In ihren Programmen zur Bundestagswahl fordern die Parteien die Sicherstellung und schnelle Verfügbarkeit von Arzneimitteln sowie die Entwicklung von Medikamenten für schwerkranke Patienten, von Antibiotika und Impfstoffen. Je nach politischem Blickwinkel werden dabei finanzielle und strukturelle Anreize für die Pharmaindustrie und wettbewerbliche Instrumente betont – oder stärker auf Regulierung gesetzt. Nach Auffassung der Barmer muss das Ziel der Arzneimittelpolitik sein, einen schnellen Zugang zu Arzneimittel-Innovationen sicherzustellen und gleichzeitig die Bezahlbarkeit für das Gesundheitssystem im Blick zu behalten.
Berlin, 03.09.2021 – Eine besondere Herausforderung bei innovativen Medikamenten stellt die immer größer werdende Zahl hochpreisiger Arzneimittel im Bereich neuartiger Therapien dar, etwa in der Onkologie oder bei seltenen Erkrankungen. Um die Patientensicherheit dieser vielfach nur wenig erprobten innovativen Arzneimitteltherapien zu erhöhen, sollten sie nur an hochspezialisierten, besonders qualifizierten Zentren wie Unikliniken zum Einsatz kommen. In diesem kontrollierten Umfeld kann durch eine umfassende Evaluation die Datenlage zur Wirksamkeit verbessert und gleichzeitig eine hohe Behandlungsqualität sichergestellt werden. Zentral sind dabei eine enge wissensgenerierende Begleitung des therapeutischen Einsatzes sowie klare Qualitätsanforderungen an die Kliniken, wie die Therapie einer Erkrankung und der Umgang mit möglichen Nebenwirkungen abzulaufen hat.
Die Rolle der Krankenkassen muss dabei zukünftig über die eines „reinen Kostenträgers“ hinausgehen und sollte darin bestehen, die Qualitäts- und Sicherheitskriterien für die Versorgung mit neuen Therapieansätzen mitzugestalten – auch um auf diesem Wege dem Aspekt der Wirtschaftlichkeit der Versorgung Rechnung zu tragen. Damit kann die Finanzierbarkeit und die Leistungsfähigkeit des Gesundheitssystems erhalten und eine Arzneimittelversorgung auf hohem Niveau gesichert werden.

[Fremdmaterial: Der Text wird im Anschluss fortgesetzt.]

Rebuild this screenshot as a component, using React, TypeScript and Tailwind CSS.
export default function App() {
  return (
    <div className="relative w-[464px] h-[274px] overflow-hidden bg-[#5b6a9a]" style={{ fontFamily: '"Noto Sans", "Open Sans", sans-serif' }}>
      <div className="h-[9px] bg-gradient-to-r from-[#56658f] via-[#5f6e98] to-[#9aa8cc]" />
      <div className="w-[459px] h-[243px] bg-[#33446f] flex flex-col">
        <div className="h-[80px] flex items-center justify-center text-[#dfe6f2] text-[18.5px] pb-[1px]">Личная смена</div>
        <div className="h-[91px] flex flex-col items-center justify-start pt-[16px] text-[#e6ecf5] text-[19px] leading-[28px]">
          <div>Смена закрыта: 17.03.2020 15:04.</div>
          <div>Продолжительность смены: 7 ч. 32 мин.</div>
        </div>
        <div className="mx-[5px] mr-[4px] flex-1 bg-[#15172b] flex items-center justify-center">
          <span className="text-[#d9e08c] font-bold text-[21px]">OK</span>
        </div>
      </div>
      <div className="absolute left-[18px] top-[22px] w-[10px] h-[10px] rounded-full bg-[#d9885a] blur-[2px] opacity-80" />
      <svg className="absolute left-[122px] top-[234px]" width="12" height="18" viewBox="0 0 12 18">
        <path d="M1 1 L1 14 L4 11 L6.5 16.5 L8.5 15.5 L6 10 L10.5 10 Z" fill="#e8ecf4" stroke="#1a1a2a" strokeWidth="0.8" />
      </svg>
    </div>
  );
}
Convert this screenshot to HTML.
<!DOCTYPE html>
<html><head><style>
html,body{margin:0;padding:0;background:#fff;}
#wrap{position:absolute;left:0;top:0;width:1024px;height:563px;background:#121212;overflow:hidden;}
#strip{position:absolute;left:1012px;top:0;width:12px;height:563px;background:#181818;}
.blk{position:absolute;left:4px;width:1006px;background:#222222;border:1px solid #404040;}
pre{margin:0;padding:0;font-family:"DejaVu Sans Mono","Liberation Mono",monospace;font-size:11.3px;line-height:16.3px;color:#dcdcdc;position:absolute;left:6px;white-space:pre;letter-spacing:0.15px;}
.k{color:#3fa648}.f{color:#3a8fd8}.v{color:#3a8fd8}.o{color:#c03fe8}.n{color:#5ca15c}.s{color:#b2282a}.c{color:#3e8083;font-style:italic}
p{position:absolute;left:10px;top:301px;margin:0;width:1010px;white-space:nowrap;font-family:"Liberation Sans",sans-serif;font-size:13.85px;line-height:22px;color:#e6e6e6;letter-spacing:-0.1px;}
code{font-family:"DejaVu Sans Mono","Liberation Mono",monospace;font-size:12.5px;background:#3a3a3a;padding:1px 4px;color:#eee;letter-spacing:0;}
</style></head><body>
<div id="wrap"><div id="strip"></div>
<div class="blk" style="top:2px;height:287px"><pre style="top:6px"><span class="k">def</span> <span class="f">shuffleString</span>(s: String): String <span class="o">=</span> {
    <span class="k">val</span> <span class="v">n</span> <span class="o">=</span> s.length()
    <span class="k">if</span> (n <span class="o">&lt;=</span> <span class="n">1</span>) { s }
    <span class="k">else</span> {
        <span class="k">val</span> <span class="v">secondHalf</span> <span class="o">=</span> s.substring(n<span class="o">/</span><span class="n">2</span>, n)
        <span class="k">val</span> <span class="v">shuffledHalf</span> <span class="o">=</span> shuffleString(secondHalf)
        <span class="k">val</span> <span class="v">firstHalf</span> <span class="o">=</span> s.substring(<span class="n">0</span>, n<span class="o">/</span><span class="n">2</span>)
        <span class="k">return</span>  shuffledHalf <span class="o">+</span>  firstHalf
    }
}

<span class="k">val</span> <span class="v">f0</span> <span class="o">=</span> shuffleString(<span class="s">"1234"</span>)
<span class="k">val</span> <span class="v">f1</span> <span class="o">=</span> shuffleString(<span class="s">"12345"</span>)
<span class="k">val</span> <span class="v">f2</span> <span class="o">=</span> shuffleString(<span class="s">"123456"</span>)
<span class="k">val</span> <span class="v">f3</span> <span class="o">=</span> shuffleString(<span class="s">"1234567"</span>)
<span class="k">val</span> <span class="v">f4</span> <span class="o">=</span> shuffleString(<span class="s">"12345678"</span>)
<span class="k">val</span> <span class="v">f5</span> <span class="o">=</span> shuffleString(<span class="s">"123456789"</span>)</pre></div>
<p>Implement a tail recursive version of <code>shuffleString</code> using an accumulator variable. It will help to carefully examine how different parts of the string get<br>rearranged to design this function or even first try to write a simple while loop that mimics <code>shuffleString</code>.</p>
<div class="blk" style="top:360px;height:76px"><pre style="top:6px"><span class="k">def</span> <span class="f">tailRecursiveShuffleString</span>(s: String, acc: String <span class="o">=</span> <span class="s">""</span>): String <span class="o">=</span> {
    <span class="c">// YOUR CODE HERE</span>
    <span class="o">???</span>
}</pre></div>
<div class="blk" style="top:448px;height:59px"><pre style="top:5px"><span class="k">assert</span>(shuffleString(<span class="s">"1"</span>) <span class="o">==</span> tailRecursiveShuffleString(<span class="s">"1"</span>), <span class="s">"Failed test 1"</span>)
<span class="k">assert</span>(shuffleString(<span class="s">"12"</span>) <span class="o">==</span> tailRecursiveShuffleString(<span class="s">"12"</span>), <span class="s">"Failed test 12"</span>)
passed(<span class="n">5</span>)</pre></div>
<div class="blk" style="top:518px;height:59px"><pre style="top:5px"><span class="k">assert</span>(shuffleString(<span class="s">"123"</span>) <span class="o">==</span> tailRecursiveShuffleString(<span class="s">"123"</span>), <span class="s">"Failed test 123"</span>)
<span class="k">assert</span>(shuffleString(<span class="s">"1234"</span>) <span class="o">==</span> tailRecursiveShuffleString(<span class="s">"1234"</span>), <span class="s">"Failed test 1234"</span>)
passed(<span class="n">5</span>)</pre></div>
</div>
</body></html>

Preis und Nutzen neuer Arzneimittel müssen in einem vertretbaren Verhältnis stehen. Für die Zukunft werden deshalb Strategien benötigt, wie notwendige Arzneimitteltherapien zu bezahlbaren Preisen gewährleistet werden können. Dazu zählt etwa, dass der mit dem GKV-Spitzenverband verhandelte Erstattungsbetrag für ein neues Arzneimittel rückwirkend ab dem ersten Tag des Inverkehrbringens wirken muss und nicht erst ab dem 13. Monat.
Sogenannte Orphan Drugs, also Medikamente für Menschen mit seltenen Erkrankungen, spielen eine immer größere Rolle in der Arzneimittelversorgung. Auch Patientinnen und Patienten mit seltenen Erkrankungen haben ein Recht auf eine evidenzbasierte Behandlung. Daher sollten keine Sonderregelungen mehr zugelassen und eine frühe Nutzenbewertung mit anschließenden Preisverhandlungen aller neuen Orphan Drugs verankert werden.
Mit diesem Beitrag positioniert sich die Barmer zur Bundestagswahl 2021.